OBJECTIVE
Select the lines below containing the word "that".

##### DATA PROVIDED

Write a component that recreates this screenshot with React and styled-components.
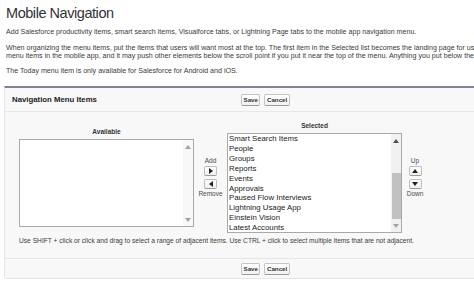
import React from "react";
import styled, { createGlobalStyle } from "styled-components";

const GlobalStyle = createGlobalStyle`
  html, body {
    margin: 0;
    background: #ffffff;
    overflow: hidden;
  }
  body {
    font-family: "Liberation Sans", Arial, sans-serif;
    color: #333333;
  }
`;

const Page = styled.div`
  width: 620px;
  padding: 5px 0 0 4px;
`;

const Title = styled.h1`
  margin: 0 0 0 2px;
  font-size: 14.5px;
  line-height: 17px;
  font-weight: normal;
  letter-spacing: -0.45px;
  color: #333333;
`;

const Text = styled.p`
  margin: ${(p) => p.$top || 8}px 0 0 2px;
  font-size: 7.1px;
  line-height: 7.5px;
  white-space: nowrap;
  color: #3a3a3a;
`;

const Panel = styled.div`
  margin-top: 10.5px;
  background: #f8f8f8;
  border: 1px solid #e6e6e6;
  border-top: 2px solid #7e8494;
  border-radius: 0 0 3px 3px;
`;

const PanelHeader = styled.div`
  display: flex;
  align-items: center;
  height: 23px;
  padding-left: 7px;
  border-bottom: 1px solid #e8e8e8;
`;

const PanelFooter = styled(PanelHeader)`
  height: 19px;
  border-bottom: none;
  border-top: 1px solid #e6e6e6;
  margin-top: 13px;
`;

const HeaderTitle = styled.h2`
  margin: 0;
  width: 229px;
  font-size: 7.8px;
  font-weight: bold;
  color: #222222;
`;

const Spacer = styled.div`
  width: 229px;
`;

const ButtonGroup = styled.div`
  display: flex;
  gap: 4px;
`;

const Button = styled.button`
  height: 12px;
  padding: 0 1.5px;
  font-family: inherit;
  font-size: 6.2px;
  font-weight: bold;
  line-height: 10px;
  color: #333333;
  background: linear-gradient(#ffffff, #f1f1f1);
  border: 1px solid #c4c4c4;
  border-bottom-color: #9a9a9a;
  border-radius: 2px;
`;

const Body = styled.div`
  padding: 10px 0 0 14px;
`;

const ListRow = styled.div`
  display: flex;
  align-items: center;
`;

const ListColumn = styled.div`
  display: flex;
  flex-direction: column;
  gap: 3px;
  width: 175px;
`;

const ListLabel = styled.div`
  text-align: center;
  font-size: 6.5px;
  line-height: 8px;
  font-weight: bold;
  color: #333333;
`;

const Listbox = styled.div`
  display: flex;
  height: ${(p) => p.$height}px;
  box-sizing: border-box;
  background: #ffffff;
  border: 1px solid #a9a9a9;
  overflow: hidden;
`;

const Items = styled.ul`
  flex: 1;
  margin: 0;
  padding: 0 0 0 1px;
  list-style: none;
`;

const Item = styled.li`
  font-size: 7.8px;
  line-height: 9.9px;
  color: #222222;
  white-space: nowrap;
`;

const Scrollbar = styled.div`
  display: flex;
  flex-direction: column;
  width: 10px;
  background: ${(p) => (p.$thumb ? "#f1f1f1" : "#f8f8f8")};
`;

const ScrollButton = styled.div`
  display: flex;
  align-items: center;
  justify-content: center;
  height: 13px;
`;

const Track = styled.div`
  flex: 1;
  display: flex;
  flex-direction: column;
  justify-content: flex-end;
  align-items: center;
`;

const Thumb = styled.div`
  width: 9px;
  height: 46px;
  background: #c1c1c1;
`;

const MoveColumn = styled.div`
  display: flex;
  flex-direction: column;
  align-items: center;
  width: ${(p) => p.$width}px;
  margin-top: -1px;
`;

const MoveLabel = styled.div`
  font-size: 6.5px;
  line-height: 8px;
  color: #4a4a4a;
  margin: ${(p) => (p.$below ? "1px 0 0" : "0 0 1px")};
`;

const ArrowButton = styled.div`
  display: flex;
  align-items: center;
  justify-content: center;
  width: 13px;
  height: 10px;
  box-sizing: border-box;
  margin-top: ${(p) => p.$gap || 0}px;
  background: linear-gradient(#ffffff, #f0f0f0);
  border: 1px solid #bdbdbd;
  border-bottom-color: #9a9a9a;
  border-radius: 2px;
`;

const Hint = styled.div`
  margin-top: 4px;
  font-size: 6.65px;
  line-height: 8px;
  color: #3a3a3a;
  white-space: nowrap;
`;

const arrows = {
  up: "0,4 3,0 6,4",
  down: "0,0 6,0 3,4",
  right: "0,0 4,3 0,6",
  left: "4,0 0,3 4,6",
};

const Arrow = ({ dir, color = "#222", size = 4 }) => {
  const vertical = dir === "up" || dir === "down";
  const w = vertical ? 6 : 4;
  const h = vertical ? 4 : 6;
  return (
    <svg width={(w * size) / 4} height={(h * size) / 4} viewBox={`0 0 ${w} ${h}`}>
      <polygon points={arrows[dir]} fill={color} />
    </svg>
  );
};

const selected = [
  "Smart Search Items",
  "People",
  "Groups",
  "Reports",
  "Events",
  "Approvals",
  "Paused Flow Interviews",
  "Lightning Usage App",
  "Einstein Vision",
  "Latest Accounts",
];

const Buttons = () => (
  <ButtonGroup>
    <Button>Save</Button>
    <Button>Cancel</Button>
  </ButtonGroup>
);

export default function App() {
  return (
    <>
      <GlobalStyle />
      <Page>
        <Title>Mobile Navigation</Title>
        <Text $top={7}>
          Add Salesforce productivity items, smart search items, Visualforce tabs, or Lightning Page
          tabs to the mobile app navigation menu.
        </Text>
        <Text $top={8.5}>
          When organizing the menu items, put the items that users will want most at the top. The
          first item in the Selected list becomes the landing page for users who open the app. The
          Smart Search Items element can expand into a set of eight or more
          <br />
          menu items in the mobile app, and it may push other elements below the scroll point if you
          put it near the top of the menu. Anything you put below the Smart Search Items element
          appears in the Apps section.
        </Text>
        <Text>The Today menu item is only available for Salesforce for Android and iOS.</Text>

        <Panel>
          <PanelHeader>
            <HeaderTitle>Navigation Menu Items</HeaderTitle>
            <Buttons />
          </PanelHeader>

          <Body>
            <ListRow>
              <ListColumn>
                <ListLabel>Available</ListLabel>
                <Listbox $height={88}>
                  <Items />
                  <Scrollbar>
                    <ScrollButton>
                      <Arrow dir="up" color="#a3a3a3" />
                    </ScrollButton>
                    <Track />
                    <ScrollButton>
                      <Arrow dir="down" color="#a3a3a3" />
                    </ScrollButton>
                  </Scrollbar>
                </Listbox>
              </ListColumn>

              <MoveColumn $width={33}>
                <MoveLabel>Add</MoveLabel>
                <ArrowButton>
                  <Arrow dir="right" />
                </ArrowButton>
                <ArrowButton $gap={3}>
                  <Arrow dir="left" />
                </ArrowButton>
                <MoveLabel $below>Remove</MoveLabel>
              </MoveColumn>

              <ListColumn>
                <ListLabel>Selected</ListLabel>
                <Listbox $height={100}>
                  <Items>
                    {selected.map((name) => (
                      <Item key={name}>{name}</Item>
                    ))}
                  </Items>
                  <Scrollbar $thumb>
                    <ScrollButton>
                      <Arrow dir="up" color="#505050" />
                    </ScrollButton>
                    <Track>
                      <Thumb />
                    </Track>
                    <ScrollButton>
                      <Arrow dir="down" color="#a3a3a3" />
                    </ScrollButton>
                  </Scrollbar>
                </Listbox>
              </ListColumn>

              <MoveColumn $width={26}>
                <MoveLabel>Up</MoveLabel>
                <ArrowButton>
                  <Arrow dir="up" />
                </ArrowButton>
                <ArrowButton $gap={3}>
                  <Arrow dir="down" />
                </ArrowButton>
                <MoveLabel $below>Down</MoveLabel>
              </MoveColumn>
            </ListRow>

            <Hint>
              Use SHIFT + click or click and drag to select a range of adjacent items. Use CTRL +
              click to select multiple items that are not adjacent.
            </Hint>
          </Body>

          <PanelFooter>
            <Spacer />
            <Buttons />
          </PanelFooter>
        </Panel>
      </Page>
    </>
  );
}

##########

SOLUTION
Write a component that recreates this screenshot with React and styled-components.
          When organizing the menu items, put the items that users will want most at the top. The
              click to select multiple items that are not adjacent.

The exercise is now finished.